_Description of the task_.
Set down the data below without change, skipping the pictures it holds.

_Data excerpt_.

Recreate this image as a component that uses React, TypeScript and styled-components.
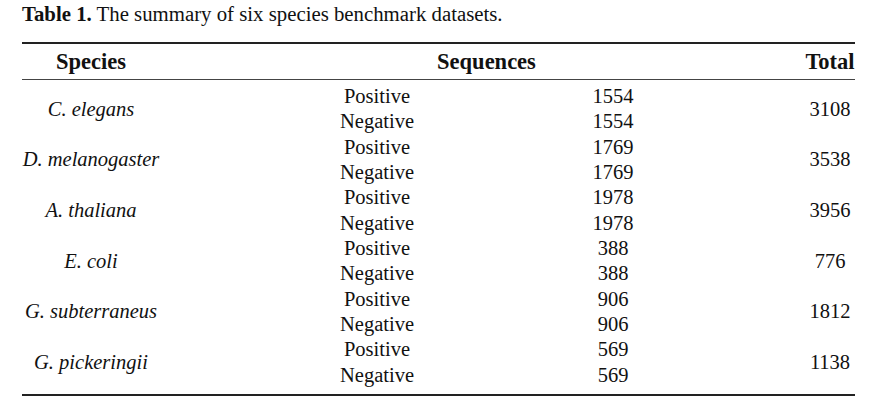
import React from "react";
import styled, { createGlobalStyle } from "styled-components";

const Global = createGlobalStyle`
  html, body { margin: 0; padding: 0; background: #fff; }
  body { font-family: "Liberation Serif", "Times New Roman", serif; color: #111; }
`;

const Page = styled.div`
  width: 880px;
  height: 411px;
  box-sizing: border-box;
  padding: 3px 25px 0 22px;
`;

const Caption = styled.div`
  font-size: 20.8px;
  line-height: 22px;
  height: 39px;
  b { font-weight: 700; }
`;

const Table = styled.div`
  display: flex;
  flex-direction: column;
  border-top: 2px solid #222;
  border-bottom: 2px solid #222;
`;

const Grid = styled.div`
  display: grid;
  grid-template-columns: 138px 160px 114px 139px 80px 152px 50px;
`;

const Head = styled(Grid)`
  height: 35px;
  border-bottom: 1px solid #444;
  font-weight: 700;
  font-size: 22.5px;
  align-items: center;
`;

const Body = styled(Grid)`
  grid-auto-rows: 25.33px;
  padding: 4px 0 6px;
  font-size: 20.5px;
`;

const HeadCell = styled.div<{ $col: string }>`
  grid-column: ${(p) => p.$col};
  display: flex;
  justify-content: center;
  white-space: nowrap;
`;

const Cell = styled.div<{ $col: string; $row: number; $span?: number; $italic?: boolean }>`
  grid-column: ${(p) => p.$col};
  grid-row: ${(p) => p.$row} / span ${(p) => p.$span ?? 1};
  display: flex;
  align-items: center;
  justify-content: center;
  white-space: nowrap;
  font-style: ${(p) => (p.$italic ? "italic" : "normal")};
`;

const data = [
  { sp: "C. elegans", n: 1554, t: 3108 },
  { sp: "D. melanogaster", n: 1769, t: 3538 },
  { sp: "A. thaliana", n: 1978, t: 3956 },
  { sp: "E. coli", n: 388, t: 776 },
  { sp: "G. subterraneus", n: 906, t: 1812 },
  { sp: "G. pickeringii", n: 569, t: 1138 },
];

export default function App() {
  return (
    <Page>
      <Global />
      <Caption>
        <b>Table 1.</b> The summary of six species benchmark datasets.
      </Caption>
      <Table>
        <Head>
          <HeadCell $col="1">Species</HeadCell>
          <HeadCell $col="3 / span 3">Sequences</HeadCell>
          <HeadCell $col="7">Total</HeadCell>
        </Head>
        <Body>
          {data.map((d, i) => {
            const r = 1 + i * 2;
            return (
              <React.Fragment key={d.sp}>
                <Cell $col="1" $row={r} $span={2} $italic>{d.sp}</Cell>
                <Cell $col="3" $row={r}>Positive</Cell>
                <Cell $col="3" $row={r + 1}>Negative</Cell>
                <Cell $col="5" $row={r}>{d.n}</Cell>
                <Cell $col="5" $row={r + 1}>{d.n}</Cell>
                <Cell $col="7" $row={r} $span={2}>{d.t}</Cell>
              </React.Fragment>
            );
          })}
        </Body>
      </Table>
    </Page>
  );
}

_Worked answer_.
Recreate this image as a component that uses React, TypeScript and styled-components.
import React from "react";
import styled, { createGlobalStyle } from "styled-components";

const Global = createGlobalStyle`
  html, body { margin: 0; padding: 0; background: #fff; }
  body { font-family: "Liberation Serif", "Times New Roman", serif; color: #111; }
`;

const Page = styled.div`
  width: 880px;
  height: 411px;
  box-sizing: border-box;
  padding: 3px 25px 0 22px;
`;

const Caption = styled.div`
  font-size: 20.8px;
  line-height: 22px;
  height: 39px;
  b { font-weight: 700; }
`;

const Table = styled.div`
  display: flex;
  flex-direction: column;
  border-top: 2px solid #222;
  border-bottom: 2px solid #222;
`;

const Grid = styled.div`
  display: grid;
  grid-template-columns: 138px 160px 114px 139px 80px 152px 50px;
`;

const Head = styled(Grid)`
  height: 35px;
  border-bottom: 1px solid #444;
  font-weight: 700;
  font-size: 22.5px;
  align-items: center;
`;

const Body = styled(Grid)`
  grid-auto-rows: 25.33px;
  padding: 4px 0 6px;
  font-size: 20.5px;
`;

const HeadCell = styled.div<{ $col: string }>`
  grid-column: ${(p) => p.$col};
  display: flex;
  justify-content: center;
  white-space: nowrap;
`;

const Cell = styled.div<{ $col: string; $row: number; $span?: number; $italic?: boolean }>`
  grid-column: ${(p) => p.$col};
  grid-row: ${(p) => p.$row} / span ${(p) => p.$span ?? 1};
  display: flex;
  align-items: center;
  justify-content: center;
  white-space: nowrap;
  font-style: ${(p) => (p.$italic ? "italic" : "normal")};
`;

const data = [
  { sp: "C. elegans", n: 1554, t: 3108 },
  { sp: "D. melanogaster", n: 1769, t: 3538 },
  { sp: "A. thaliana", n: 1978, t: 3956 },
  { sp: "E. coli", n: 388, t: 776 },
  { sp: "G. subterraneus", n: 906, t: 1812 },
  { sp: "G. pickeringii", n: 569, t: 1138 },
];

export default function App() {
  return (
    <Page>
      <Global />
      <Caption>
        <b>Table 1.</b> The summary of six species benchmark datasets.
      </Caption>
      <Table>
        <Head>
          <HeadCell $col="1">Species</HeadCell>
          <HeadCell $col="3 / span 3">Sequences</HeadCell>
          <HeadCell $col="7">Total</HeadCell>
        </Head>
        <Body>
          {data.map((d, i) => {
            const r = 1 + i * 2;
            return (
              <React.Fragment key={d.sp}>
                <Cell $col="1" $row={r} $span={2} $italic>{d.sp}</Cell>
                <Cell $col="3" $row={r}>Positive</Cell>
                <Cell $col="3" $row={r + 1}>Negative</Cell>
                <Cell $col="5" $row={r}>{d.n}</Cell>
                <Cell $col="5" $row={r + 1}>{d.n}</Cell>
                <Cell $col="7" $row={r} $span={2}>{d.t}</Cell>
              </React.Fragment>
            );
          })}
        </Body>
      </Table>
    </Page>
  );
}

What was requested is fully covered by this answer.